MPI_GATHERV (Fortran) 从二维子矩阵创建一个新的二维矩阵

时间:2021-07-28 17:34:36

标签: arrays matrix fortran mpi

我正在尝试将行数不同但列数相同的子二维数组收集到全局二维数组中。例如,假设使用 2 个 MPI 进程,第一个进程(即 rank == 0)有:

local = [11,12,13,14]

,第二个过程(即 rank == 1)有:

local = [21,22,23,24
         31,32,33,34]

然后,我想将这两个数组连接成一个二维数组:

global = [11,12,13,14
          21,22,23,24
          31,32,33,34]

由于每个“本地”数组都有不同的行数,我(可能)想使用 mpi_gatherv(或 mpi_allgatherv)。我在这里发现了相同的问题:Using Gatherv for 2d Arrays in FortranUsing MPI_gatherv to create a new matrix from other smaller matrices,但我还是不太明白。所以,请教我。这是我的示例代码:

program main
use mpi
implicit none
   
integer :: i, j
integer :: rank, npro, ierr
integer, allocatable :: local(:,:)
integer, allocatable :: global(:,:), displs(:), counts(:)
integer :: loc_size(2), glob_size(2), starts(2) 
integer :: newtype, int_size, resizedtype
integer(kind=MPI_ADDRESS_KIND) :: extent, begin
! End of local variables ==================================================!

call MPI_Init(ierr)
call MPI_Comm_rank(MPI_COMM_WORLD, rank, ierr)
call MPI_Comm_size(MPI_COMM_WORLD, npro, ierr)

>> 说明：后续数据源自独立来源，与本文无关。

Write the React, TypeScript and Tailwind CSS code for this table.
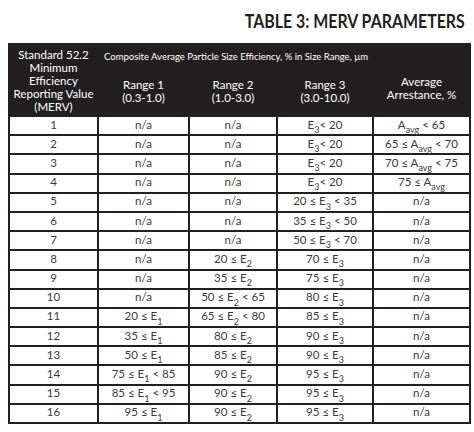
import React from "react";

const E = ({ n }: { n: number }) => (
  <span>
    E<sub className="text-[9px] relative top-[1px] align-sub">{n}</sub>
  </span>
);

const A = () => (
  <span>
    A<sub className="text-[9px] relative top-[1px] align-sub">avg</sub>
  </span>
);

const rows: React.ReactNode[][] = [
  ["1", "n/a", "n/a", <><E n={3} />&lt; 20</>, <><A /> &lt; 65</>],
  ["2", "n/a", "n/a", <><E n={3} />&lt; 20</>, <>65 ≤ <A /> &lt; 70</>],
  ["3", "n/a", "n/a", <><E n={3} />&lt; 20</>, <>70 ≤ <A /> &lt; 75</>],
  ["4", "n/a", "n/a", <><E n={3} />&lt; 20</>, <>75 ≤ <A /></>],
  ["5", "n/a", "n/a", <>20 ≤ <E n={3} /> &lt; 35</>, "n/a"],
  ["6", "n/a", "n/a", <>35 ≤ <E n={3} /> &lt; 50</>, "n/a"],
  ["7", "n/a", "n/a", <>50 ≤ <E n={3} /> &lt; 70</>, "n/a"],
  ["8", "n/a", <>20 ≤ <E n={2} /></>, <>70 ≤ <E n={3} /></>, "n/a"],
  ["9", "n/a", <>35 ≤ <E n={2} /></>, <>75 ≤ <E n={3} /></>, "n/a"],
  ["10", "n/a", <>50 ≤ <E n={2} /> &lt; 65</>, <>80 ≤ <E n={3} /></>, "n/a"],
  ["11", <>20 ≤ <E n={1} /></>, <>65 ≤ <E n={2} /> &lt; 80</>, <>85 ≤ <E n={3} /></>, "n/a"],
  ["12", <>35 ≤ <E n={1} /></>, <>80 ≤ <E n={2} /></>, <>90 ≤ <E n={3} /></>, "n/a"],
  ["13", <>50 ≤ <E n={1} /></>, <>85 ≤ <E n={2} /></>, <>90 ≤ <E n={3} /></>, "n/a"],
  ["14", <>75 ≤ <E n={1} /> &lt; 85</>, <>90 ≤ <E n={2} /></>, <>95 ≤ <E n={3} /></>, "n/a"],
  ["15", <>85 ≤ <E n={1} /> &lt; 95</>, <>90 ≤ <E n={2} /></>, <>95 ≤ <E n={3} /></>, "n/a"],
  ["16", <>95 ≤ <E n={1} /></>, <>90 ≤ <E n={2} /></>, <>95 ≤ <E n={3} /></>, "n/a"],
];

export default function App() {
  return (
    <div className="w-[474px] h-[432px] bg-white font-['Lato',sans-serif] pt-[11px]">
      <div className="flex justify-end pr-[9px]">
        <h1 className="text-[18.5px] leading-[20px] font-bold text-[#231f20] scale-x-[0.86] origin-right">
          TABLE 3: MERV PARAMETERS
        </h1>
      </div>

      <table className="ml-[8px] mt-[12px] w-[461px] table-fixed border-collapse text-[#3a3a3a] text-[11.5px]">
        <colgroup>
          <col className="w-[89px]" />
          <col className="w-[91px]" />
          <col className="w-[88px]" />
          <col className="w-[96px]" />
          <col className="w-[97px]" />
        </colgroup>
        <thead className="bg-[#231f20] text-white">
          <tr className="h-[20px]">
            <th
              rowSpan={2}
              className="font-normal text-[11.5px] leading-[13px] pt-[3px] pb-[2px] align-top border-2 border-[#231f20]"
            >
              Standard 52.2
              <br />
              Minimum
              <br />
              Efficiency
              <br />
              Reporting Value
              <br />
              (MERV)
            </th>
            <th
              colSpan={4}
              className="font-normal text-[9.5px] text-left pl-[5px] align-top pt-[5px] border-2 border-[#231f20]"
            >
              Composite Average Particle Size Efficiency, % in Size Range, µm
            </th>
          </tr>
          <tr className="h-[50px]">
            <th className="font-normal text-[11.5px] leading-[13px] pt-[1px] border-2 border-[#231f20]">
              Range 1<br />(0.3-1.0)
            </th>
            <th className="font-normal text-[11.5px] leading-[13px] pt-[1px] border-2 border-[#231f20]">
              Range 2<br />(1.0-3.0)
            </th>
            <th className="font-normal text-[11.5px] leading-[13px] pt-[1px] border-2 border-[#231f20]">
              Range 3<br />(3.0-10.0)
            </th>
            <th className="font-normal text-[11.5px] leading-[13px] pb-[6px] border-2 border-[#231f20]">
              Average
              <br />
              Arrestance, %
            </th>
          </tr>
        </thead>
        <tbody>
          {rows.map((r, i) => (
            <tr key={i} className="h-[19.2px]">
              {r.map((c, j) => (
                <td
                  key={j}
                  className="border-2 border-[#231f20] text-center leading-[14px] p-0 pb-[2px] whitespace-nowrap"
                >
                  {c}
                </td>
              ))}
            </tr>
          ))}
        </tbody>
      </table>
    </div>
  );
}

! I will set local 2D arrays as: [1,4] for rank #0, and [2,4] for rank #1
! then, the global 2D array will be [3,4] (assuming I use 2 processes)
loc_size  = [rank+1,4]      ! [1,4], [2,4]
glob_size = [3,4]           ! I will use npro = 2

! allocate local and global arrays
allocate(local(loc_size(1),   loc_size(2))) ! [1,4], [2,4]
allocate(global(glob_size(1), glob_size(2)))! [3,4] ! if npro = 2

! set "local" array
!       rank = 0: [11, 12, 13, 14]
!       rank = 1: [21, 22, 23, 24
!                  31, 32, 33, 34]
if(rank == 0) then
   do j=1,4
      local(1,j) = 10 + j ! [11,12,13,14]
   end do
else if(rank == 1) then
   do i=1,2
      do j=1,4
         local(i,j) = (i+1)*10 + j ! [21,22,23,24; 31,32,33,34]
      end do
   end do
end if


! create a 2D subarray and set as "newtype" 
starts    = [0,0]              ! array start location
call MPI_Type_create_subarray(2, glob_size, loc_size, starts, &
&                             MPI_ORDER_FORTRAN, MPI_INTEGER, &
&                             newtype, ierr)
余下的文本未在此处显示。